The Results in Boulder.
Boulder adopted proportional representation in 1917 and elected a Council of nine for a term of six years, three members standing for re-election every two years. The population, largely non-industrial and non-foreign, is something over 11,000, and observers say that the personnel of the City Council, already high, has not been appreciably improved by proportional representation. It is a rather striking fact that in the 1929 election-the seventh under the new system-27.4 per cent of the ballots cast were blank or incorrectly marked and invalid.
Kalamazoo adopted proportional representation in 1918 and held two elections before the scheme was declared unconstitutional. At the first election, out of a registered vote of 9,000, only 4,461 votes were cast. At the second election there were less than 6,000 votes, even though women had been enfranchised.
The State Court Decision.
In 1920 the Michigan Supreme Court interposed its veto. The State Constitution forbade villages or cities from abridging "the right of elective franchise." The court said that "the right of franchise" meant the right to vote for all officers voted for in the district of the voter. He could be limited to voting for one candidate when one Alderman was elected from each of seven wards. But it was "unconstitutional" to provide that his ballot should be counted for only one candidate when seven Aldermen were chosen at large by the "single transferable vote." On such reasoning the only charitable attitude is silence.
Sacramento in 1921 chose a Council by proportional representation, but before the second election in 1923 the courts interposed a veto.
West Hartford employed proportional representation in two elections 1921 and 1922--but the Legislature in 1923 forbade any municipality to use this method of counting votes.
A PROPORTIONAL REPRESENTATION TEST
Analysis of the Record of Eight American Cities
Cleveland adopted a city-manager charter and proportional representation in 1921, and the first election was held in 1923. The city was divided into four districts for the election of twenty-five Councilmen - one district electing five, another six and two seven each. To the first Council four independents were elected, and there were fifteen Republicans and six Democrats.
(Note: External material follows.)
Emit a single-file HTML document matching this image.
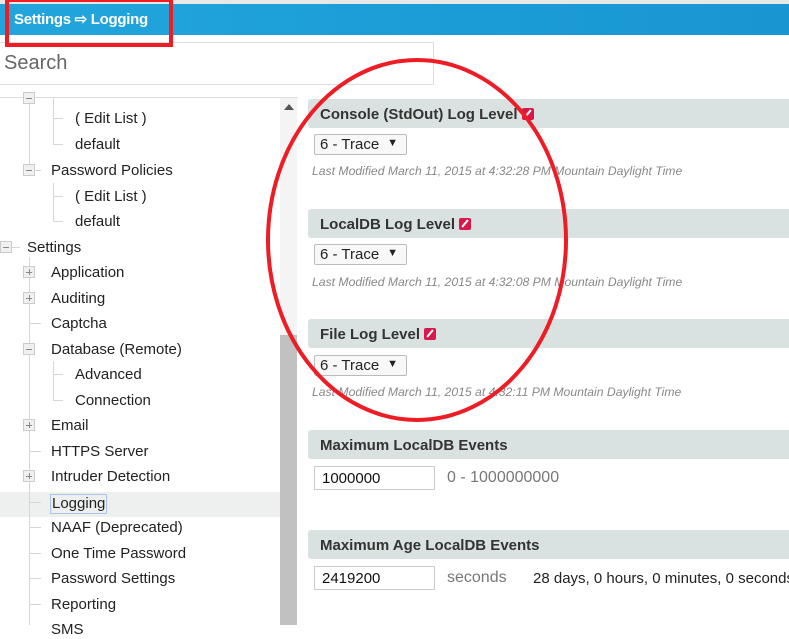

There was not much change in the forces which controlled the Council. In 1925 there was a referendum on repeal of the charter. Out of a total registered vote of 212,000 only 41,271 voted. and proportional representation was saved by a majority of 550. At the second election of the Council, in 1925, twenty-two of the twenty-five members were re-elected. The Cleveland Plain Dealer, summing up the situation, said that proportional representation:
1) enabled each group in the community to get the representation to which its numerical strength entitled it;
(2) made possible the election of a few independents, and
(3) made it certain that the city-manager plan would not be scrapped.
On the other hand,
(1) public interest in Councilmanic elections had decreased;
(2) no considerable number of candidates of outstanding merit were willing to stand, and
(3) the party organizations still controlled the Council through a bipartisan compact for the division of spoils.
Charter Retained.
There were referendums on repeal in 1927 and 1929, with the charter being retained by narrow majorities. Observers seemed to agree that the Council elected in 1929 was probably the best that Cleveland had ever had, but there developed a fight over the dismissal of the City Manager, and this led to the success of a referendum on the abandonment of proportional representation.
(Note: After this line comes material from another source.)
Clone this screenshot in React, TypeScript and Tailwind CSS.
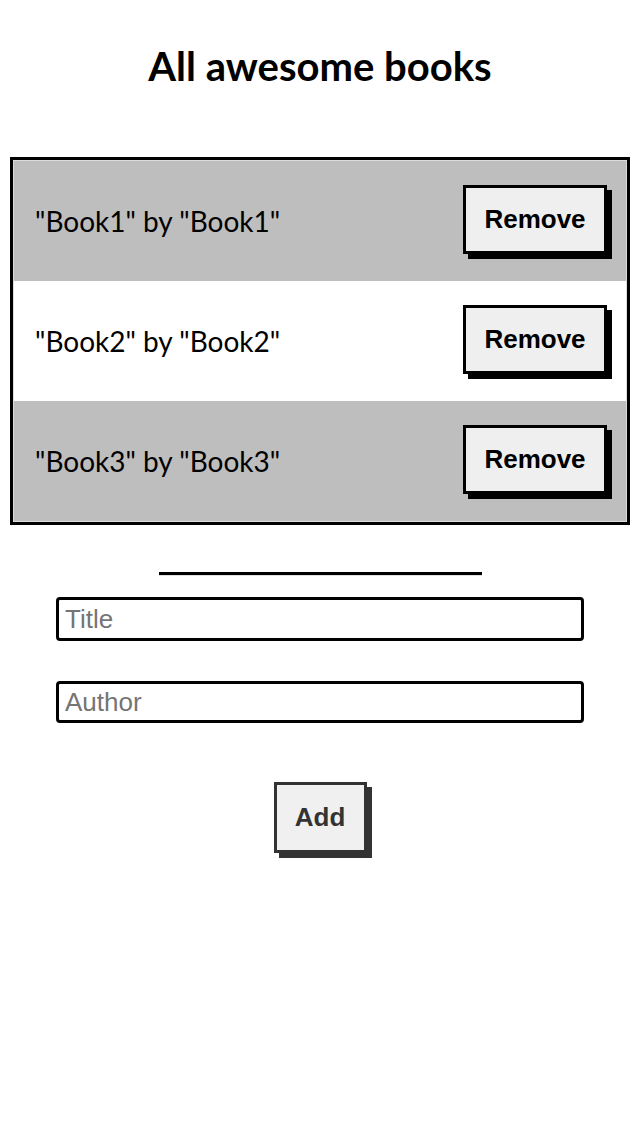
import React from "react";

const books = [
  { title: "Book1", author: "Book1" },
  { title: "Book2", author: "Book2" },
  { title: "Book3", author: "Book3" },
];

export default function App() {
  return (
    <div className="min-h-screen bg-white text-black">
      <h1
        className="pt-[42px] text-center text-[40px] font-bold leading-[1.2]"
        style={{ fontFamily: "Lato, sans-serif" }}
      >
        All awesome books
      </h1>
      <ul className="mx-[10px] mt-[67px] border-[3px] border-black p-px shadow-[inset_0_0_0_1px_#dcdcdc]">
        {books.map((b, i) => (
          <li
            key={i}
            className={`flex h-[120px] items-center justify-between pl-[21px] pr-[19px] ${
              i % 2 === 0 ? "bg-[#bebebe]" : "bg-white"
            }`}
          >
            <span
              className="text-[28px] leading-none"
              style={{ fontFamily: "Lato, sans-serif" }}
            >
              "{b.title}" by "{b.author}"
            </span>
            <button
              className="mb-[3px] flex h-[69px] w-[144px] items-center justify-center border-[3px] border-black bg-[#efefef] text-[26px] font-bold shadow-[5px_5px_0_#000]"
              style={{ fontFamily: '"Liberation Sans", Arial, sans-serif' }}
            >
              Remove
            </button>
          </li>
        ))}
      </ul>
      <hr className="mx-auto mt-[47px] h-0 w-[323px] border-0 border-t-[3px] border-b border-t-black border-b-[#e0e0e0]" />
      <form
        className="flex flex-col items-center"
        style={{ fontFamily: '"Liberation Sans", Arial, sans-serif' }}
        onSubmit={(e) => e.preventDefault()}
      >
        <input
          type="text"
          placeholder="Title"
          className="mt-[21px] h-[44px] w-[528px] rounded-[4px] border-[3px] border-black px-[6px] text-[26px] placeholder:text-[#757575] outline-none"
        />
        <input
          type="text"
          placeholder="Author"
          className="mt-[40px] h-[42px] w-[528px] rounded-[4px] border-[3px] border-black px-[6px] text-[26px] placeholder:text-[#757575] outline-none"
        />
        <button
          type="submit"
          className="mt-[59px] flex h-[71px] w-[93px] items-center justify-center border-[3px] border-[#333] bg-[#f0f0f0] text-[26px] font-bold text-[#333] shadow-[5px_5px_0_#333]"
        >
          Add
        </button>
      </form>
    </div>
  );
}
Cincinnati followed the example of Cleveland in 1925. The Republican organization had controlled thirty-one of the thirty-two members of the City Council. Under proportional representation it secured three of the nine Councilmen. At the second election, in 1927, seven of the nine Councilmen were re-elected, and, in 1929, even though four of the six non-organization men refused to run again, the Republican machine was able to capture only three places. The total vote was 138,756-the largest number of ballots which had been counted with the transfer of second and subsequent choices. A larger electorate in Cleveland had been divided into four wards.
At the 1931 election the Republicans increased their representation to four, but the pro-charter forces still controlled the Council.
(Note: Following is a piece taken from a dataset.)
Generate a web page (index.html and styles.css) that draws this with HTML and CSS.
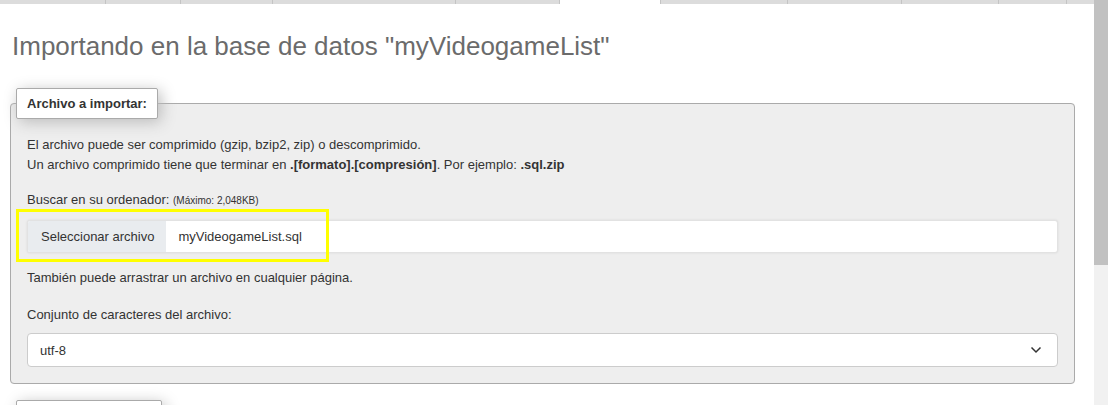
FILE: index.html
```html
<!DOCTYPE html>
<html lang="es">
<head>
<meta charset="utf-8">
<title>Importar</title>
<link rel="stylesheet" href="styles.css">
</head>
<body>
<div class="page">
  <nav class="tabs">
    <span class="tab t1"></span>
    <span class="tab t2"></span>
    <span class="tab t3"></span>
    <span class="tab t4"></span>
    <span class="tab t5"></span>
    <span class="tab active"></span>
    <span class="tab t7"></span>
    <span class="tab t8"></span>
    <span class="tab t9"></span>
    <span class="tab t10"></span>
    <span class="tab t11"></span>
  </nav>

  <h1 class="title">Importando en la base de datos "myVideogameList"</h1>

  <fieldset class="box">
    <legend class="box-legend">Archivo a importar:</legend>
    <p class="intro">El archivo puede ser comprimido (gzip, bzip2, zip) o descomprimido.<br>Un archivo comprimido tiene que terminar en <b>.[formato].[compresión]</b>. Por ejemplo: <b>.sql.zip</b></p>
    <p class="browse">Buscar en su ordenador: <small class="max">(Máximo: 2,048KB)</small></p>
    <div class="file-row">
      <div class="file-input">
        <span class="file-btn">Seleccionar archivo</span>
        <span class="file-name">myVideogameList.sql</span>
      </div>
      <div class="highlight"></div>
    </div>
    <p class="drag">También puede arrastrar un archivo en cualquier página.</p>
    <p class="charset-label">Conjunto de caracteres del archivo:</p>
    <div class="select">
      <span class="select-value">utf-8</span>
      <svg class="chevron" width="12" height="8" viewBox="0 0 12 8"><path d="M1.5 1.5 L6 6 L10.5 1.5" fill="none" stroke="#333" stroke-width="1.5"/></svg>
    </div>
  </fieldset>

  <fieldset class="box next">
    <legend class="box-legend blank"></legend>
  </fieldset>
</div>
<div class="scrollbar"><div class="thumb"></div></div>
</body>
</html>
```
FILE: styles.css
```css
html, body {
  margin: 0;
  padding: 0;
  background: #fff;
  overflow: hidden;
}
body {
  font-family: "Liberation Sans", Arial, sans-serif;
  font-size: 13px;
  color: #333;
  height: 405px;
}
.page {
  width: 1094px;
}
.tabs {
  display: flex;
  height: 4px;
}
.tab {
  height: 4px;
  background: #dcdcdc;
  border-right: 1px solid #c4c4c4;
  box-sizing: border-box;
}
.t1 { width: 106px; }
.t2 { width: 75px; }
.t3 { width: 92px; }
.t4 { width: 183px; }
.t5 { width: 104px; }
.active { width: 101px; background: #fff; border-right: 1px solid #c4c4c4; }
.t7 { width: 127px; }
.t8 { width: 114px; }
.t9 { width: 97px; }
.t10 { width: 68px; }
.t11 { width: 27px; border-right: none; }

.title {
  margin: 0;
  padding: 26px 0 0 12px;
  font-size: 26px;
  font-weight: normal;
  line-height: 32px;
  color: #6b6b6b;
}

.box {
  margin: 26px 19px 0 10px;
  padding: 0 16px 16px 16px;
  border: 1px solid #aaa;
  border-radius: 4px;
  background: #eee;
  min-width: 0;
}
.box-legend {
  margin-left: -11px;
  padding: 0 10px;
  height: 29px;
  line-height: 29px;
  border: 1px solid #aaa;
  border-radius: 2px;
  background: #fff;
  font-weight: bold;
  color: #333;
  box-shadow: 3px 3px 15px #bbb;
}
.box p {
  margin: 0;
  line-height: 20px;
}
.intro {
  padding-top: 16px;
}
.intro b { font-weight: bold; }
.browse {
  padding-top: 15px;
}
.max {
  font-size: 10px;
}
.file-row {
  position: relative;
  margin-top: 9px;
}
.file-input {
  display: flex;
  align-items: stretch;
  height: 31px;
  border: 1px solid #e2e2e2;
  border-radius: 3px;
  box-shadow: 0 0 2px #d4d4d4;
  background: #fff;
  overflow: hidden;
}
.file-btn {
  display: flex;
  align-items: center;
  padding: 0 12px 0 13px;
  background: #e9ecef;
  color: #333;
}
.file-name {
  display: flex;
  align-items: center;
  padding-left: 12px;
  color: #333;
}
.highlight {
  position: absolute;
  left: -11px;
  top: -11px;
  width: 307px;
  height: 47px;
  border: 3px solid #ffff00;
}
.drag {
  padding-top: 15px;
}
.charset-label {
  padding-top: 17px;
}
.select {
  margin-top: 8px;
  height: 32px;
  border: 1px solid #ccc;
  border-radius: 4px;
  background: #fff;
  display: flex;
  align-items: center;
  justify-content: space-between;
  padding: 0 15px 0 12px;
}
.select-value { color: #333; }

.next {
  margin-top: 16px;
  height: 40px;
}
.blank {
  width: 124px;
}

.scrollbar {
  position: fixed;
  top: 0;
  right: 0;
  width: 14px;
  height: 405px;
  background: #f1f1f1;
}
.thumb {
  height: 265px;
  background: #c1c1c1;
}
```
Hamilton adopted proportional representation in 1926. influenced somewhat by Cincinnati's experiment. The interests responsible for the adoption of the new charter elected, in 1927, four members of the Council; two of the remaining three places went to candidates of the Public Ownership League, and the seventh place fell to the Democratic organization.
Abandonment of proportional representation was decisively defeated in 1929, and the third election, in 1931, was hailed as another triumph of independents over the machine.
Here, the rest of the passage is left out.